Items
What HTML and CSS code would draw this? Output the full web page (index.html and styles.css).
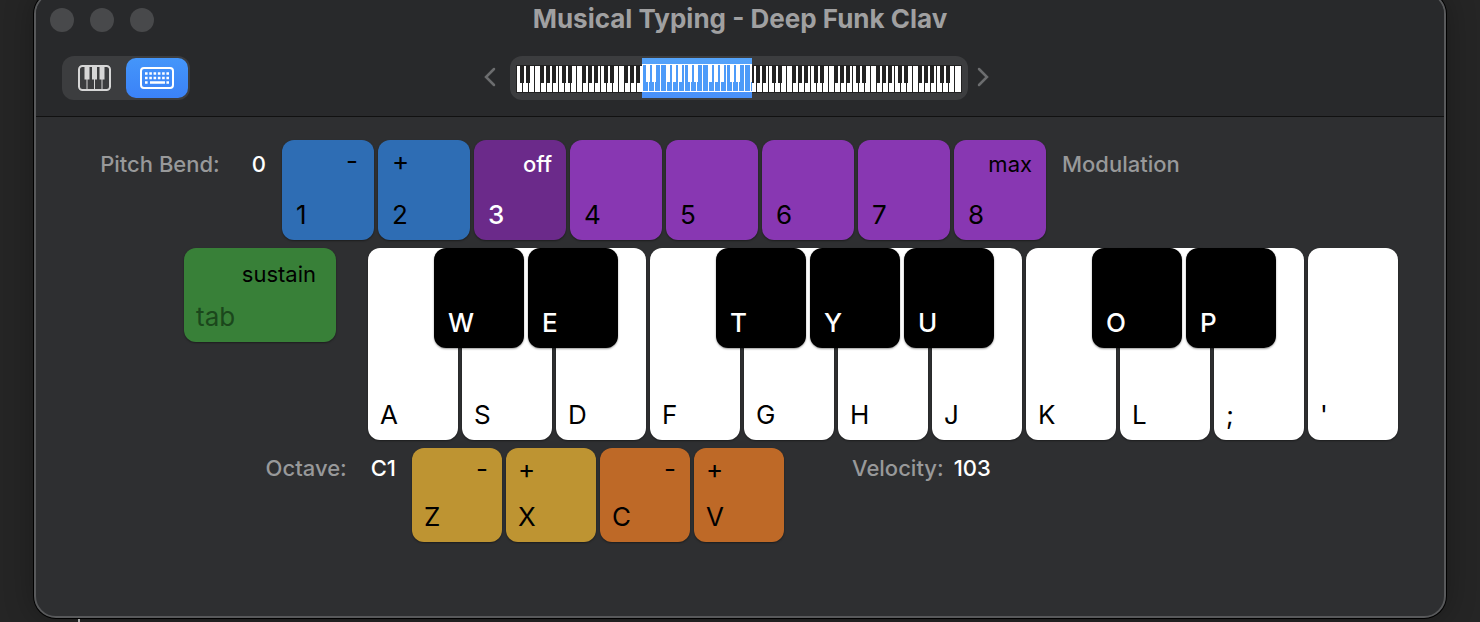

--

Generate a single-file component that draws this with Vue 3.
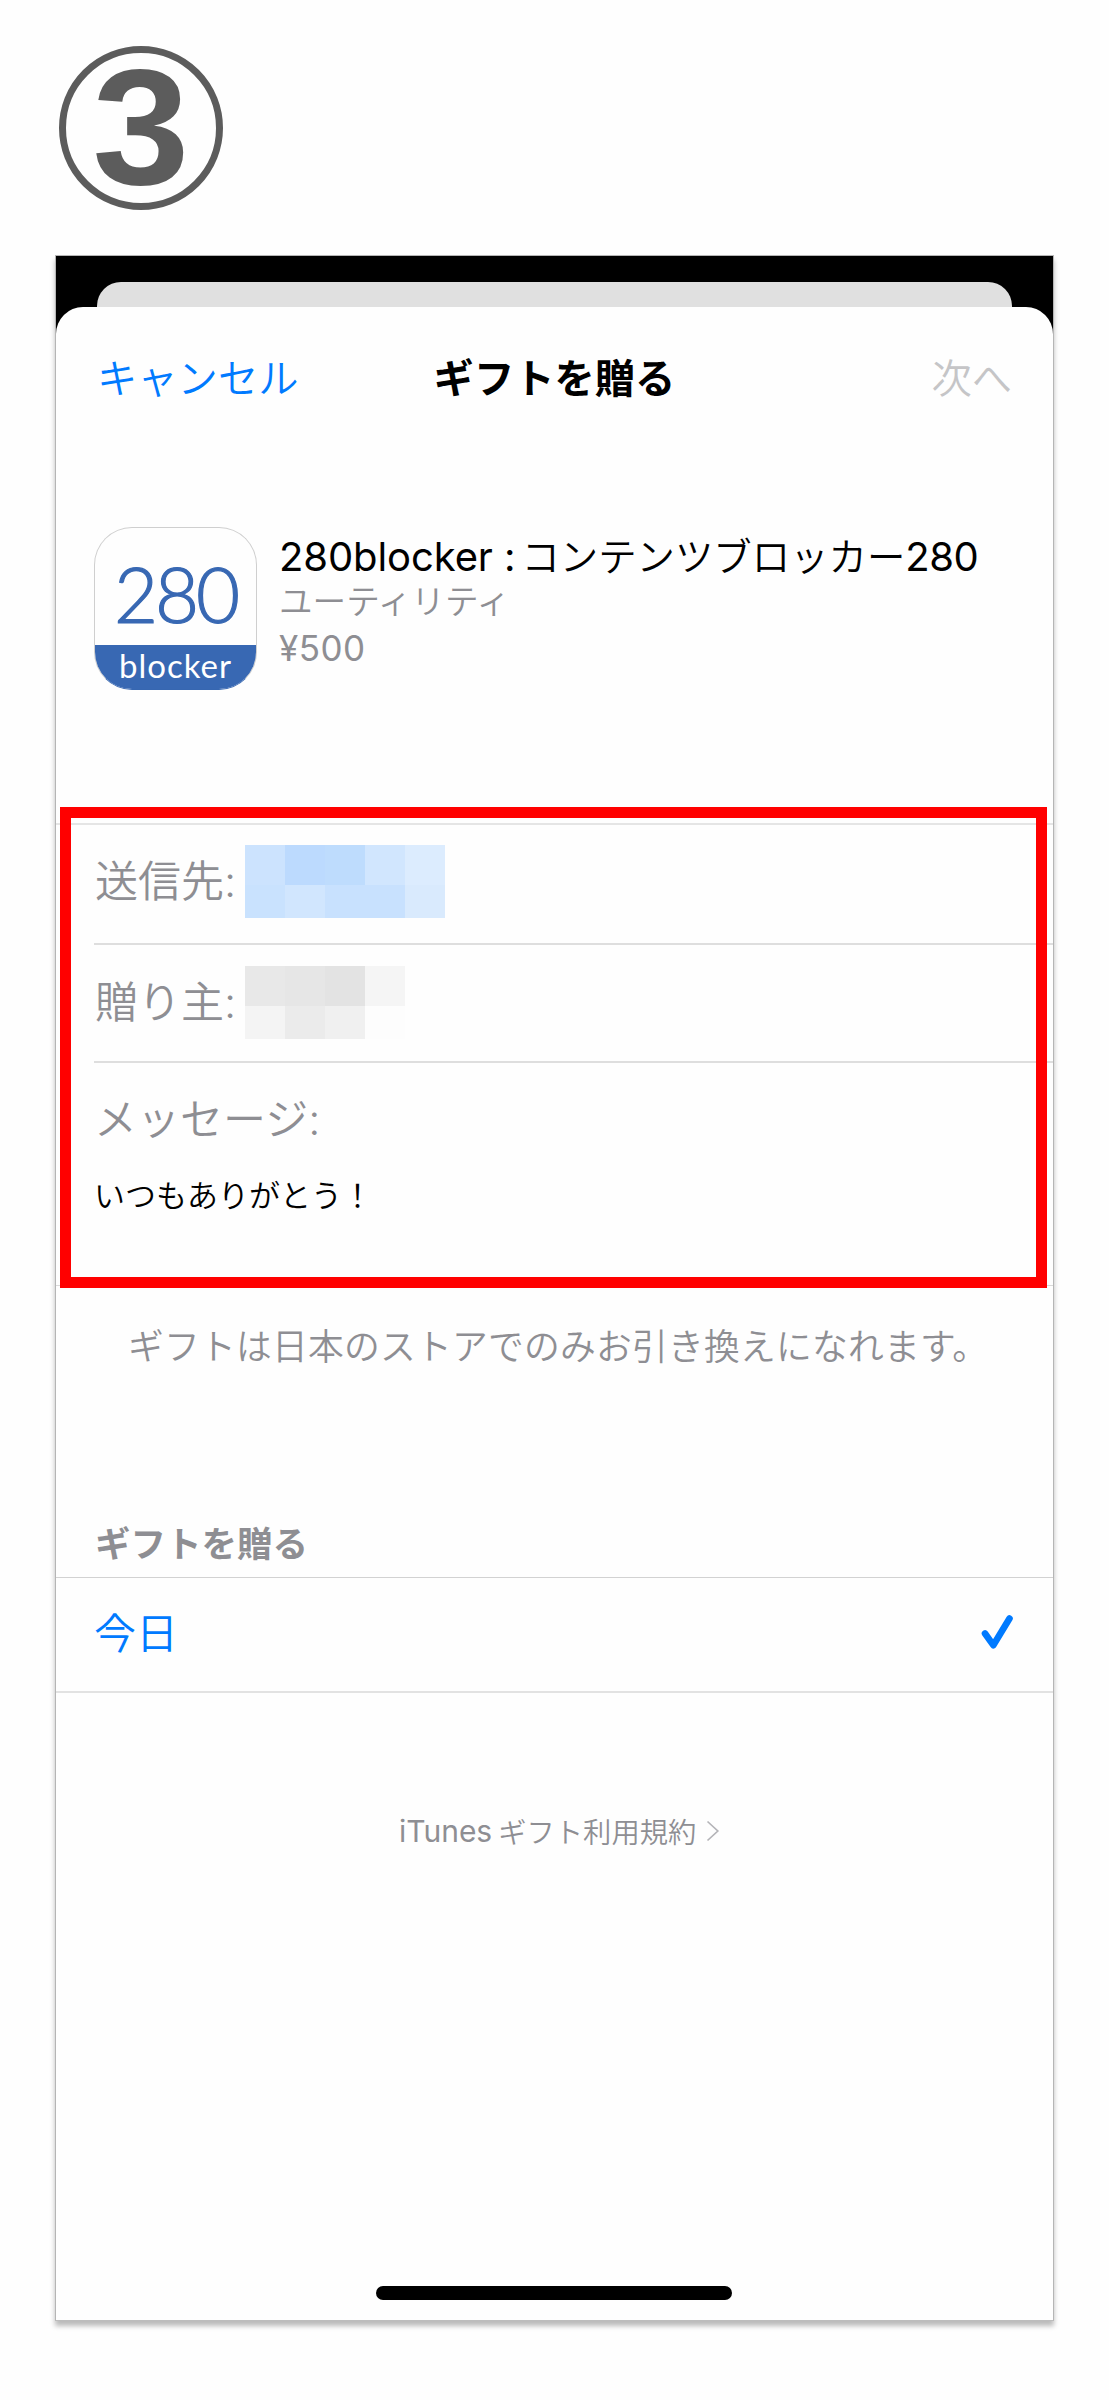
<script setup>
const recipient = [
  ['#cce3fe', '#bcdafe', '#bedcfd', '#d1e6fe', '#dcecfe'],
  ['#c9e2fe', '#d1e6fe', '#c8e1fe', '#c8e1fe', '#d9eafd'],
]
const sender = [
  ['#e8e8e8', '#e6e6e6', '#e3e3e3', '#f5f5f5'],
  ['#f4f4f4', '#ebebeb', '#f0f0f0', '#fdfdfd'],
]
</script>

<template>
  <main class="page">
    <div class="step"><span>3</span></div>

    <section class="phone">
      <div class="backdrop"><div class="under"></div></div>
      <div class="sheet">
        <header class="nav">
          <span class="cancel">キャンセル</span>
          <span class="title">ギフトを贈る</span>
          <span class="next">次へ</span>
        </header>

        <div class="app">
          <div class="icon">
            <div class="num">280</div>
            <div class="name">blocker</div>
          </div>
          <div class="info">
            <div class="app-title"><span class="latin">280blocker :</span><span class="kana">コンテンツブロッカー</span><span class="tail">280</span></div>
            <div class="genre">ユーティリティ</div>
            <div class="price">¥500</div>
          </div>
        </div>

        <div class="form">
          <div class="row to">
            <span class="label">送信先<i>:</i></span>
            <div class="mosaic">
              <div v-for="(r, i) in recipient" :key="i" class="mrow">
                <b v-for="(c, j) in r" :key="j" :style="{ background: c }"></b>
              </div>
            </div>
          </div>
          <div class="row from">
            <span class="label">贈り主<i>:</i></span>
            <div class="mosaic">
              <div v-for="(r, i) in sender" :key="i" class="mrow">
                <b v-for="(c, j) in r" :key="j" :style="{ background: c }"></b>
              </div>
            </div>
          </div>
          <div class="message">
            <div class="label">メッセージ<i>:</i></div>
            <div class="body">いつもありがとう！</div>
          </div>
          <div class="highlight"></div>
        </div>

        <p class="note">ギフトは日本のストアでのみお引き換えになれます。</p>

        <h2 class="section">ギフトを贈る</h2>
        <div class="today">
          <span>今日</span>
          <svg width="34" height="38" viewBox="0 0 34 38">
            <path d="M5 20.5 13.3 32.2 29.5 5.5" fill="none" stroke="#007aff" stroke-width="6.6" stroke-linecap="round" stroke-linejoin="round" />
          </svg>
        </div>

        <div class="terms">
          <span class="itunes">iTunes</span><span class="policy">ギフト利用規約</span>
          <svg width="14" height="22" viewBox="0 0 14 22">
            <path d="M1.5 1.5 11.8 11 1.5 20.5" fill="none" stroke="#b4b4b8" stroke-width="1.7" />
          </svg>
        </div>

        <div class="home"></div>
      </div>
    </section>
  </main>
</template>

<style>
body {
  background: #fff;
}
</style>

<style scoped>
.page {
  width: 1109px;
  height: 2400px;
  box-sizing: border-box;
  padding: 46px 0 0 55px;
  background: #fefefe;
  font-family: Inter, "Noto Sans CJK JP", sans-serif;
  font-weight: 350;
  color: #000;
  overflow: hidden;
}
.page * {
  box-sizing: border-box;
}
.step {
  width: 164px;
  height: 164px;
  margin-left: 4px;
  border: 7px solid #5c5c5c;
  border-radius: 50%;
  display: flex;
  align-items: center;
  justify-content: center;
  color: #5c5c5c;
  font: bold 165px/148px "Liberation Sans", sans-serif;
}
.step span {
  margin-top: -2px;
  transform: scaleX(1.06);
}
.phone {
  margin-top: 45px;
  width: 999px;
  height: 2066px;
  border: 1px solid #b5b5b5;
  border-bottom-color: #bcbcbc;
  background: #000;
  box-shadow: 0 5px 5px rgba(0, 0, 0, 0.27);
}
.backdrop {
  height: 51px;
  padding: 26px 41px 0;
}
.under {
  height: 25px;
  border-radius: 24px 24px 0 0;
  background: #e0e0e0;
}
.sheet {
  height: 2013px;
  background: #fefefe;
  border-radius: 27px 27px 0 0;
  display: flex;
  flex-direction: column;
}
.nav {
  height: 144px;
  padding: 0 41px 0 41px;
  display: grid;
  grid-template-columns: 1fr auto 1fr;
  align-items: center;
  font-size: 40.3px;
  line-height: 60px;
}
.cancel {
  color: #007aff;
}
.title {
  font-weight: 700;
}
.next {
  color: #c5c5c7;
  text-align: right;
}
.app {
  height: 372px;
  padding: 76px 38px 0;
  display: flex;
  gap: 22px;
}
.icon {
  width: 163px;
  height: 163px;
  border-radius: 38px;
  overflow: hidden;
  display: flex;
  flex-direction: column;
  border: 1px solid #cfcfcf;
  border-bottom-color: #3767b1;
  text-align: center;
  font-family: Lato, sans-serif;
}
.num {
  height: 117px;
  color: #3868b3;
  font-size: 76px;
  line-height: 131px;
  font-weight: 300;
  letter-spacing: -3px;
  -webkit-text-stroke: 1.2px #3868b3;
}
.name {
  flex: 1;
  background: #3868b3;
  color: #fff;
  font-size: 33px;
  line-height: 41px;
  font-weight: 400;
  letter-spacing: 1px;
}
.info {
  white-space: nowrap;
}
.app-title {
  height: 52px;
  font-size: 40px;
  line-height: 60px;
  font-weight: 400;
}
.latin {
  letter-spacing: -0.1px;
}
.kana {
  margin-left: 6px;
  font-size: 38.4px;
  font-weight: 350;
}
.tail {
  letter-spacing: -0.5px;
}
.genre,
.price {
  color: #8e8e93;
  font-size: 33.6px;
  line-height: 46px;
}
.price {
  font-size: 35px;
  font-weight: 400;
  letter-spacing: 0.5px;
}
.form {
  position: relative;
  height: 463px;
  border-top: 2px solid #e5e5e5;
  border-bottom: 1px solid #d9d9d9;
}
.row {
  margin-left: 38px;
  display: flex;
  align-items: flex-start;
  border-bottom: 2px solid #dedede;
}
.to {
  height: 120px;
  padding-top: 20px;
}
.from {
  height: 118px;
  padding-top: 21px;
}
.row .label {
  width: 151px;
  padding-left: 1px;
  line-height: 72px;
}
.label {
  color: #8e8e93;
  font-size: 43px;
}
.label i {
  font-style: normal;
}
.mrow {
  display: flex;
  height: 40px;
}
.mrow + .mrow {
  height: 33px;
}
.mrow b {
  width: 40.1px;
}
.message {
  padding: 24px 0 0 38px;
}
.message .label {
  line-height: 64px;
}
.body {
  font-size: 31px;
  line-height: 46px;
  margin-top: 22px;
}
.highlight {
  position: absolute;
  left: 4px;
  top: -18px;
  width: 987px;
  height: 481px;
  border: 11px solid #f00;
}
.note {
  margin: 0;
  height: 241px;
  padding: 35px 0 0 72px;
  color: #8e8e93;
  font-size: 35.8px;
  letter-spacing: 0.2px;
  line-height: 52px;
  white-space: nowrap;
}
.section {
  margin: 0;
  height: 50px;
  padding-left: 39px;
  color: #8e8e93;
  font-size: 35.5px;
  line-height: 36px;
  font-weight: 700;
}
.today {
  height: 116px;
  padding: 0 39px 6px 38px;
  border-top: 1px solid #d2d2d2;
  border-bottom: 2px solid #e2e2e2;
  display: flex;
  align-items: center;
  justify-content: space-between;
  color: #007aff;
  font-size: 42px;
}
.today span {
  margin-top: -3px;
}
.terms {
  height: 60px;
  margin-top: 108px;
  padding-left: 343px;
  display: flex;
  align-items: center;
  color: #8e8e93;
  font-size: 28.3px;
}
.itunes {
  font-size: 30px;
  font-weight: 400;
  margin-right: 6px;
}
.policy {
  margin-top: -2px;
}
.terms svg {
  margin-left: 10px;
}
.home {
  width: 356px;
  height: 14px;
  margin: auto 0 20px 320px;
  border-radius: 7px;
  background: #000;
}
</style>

Problem details
Collect every line from the records above that contains the word "this".

Worked answer
What HTML and CSS code would draw this? Output the full web page (index.html and styles.css).
Generate a single-file component that draws this with Vue 3.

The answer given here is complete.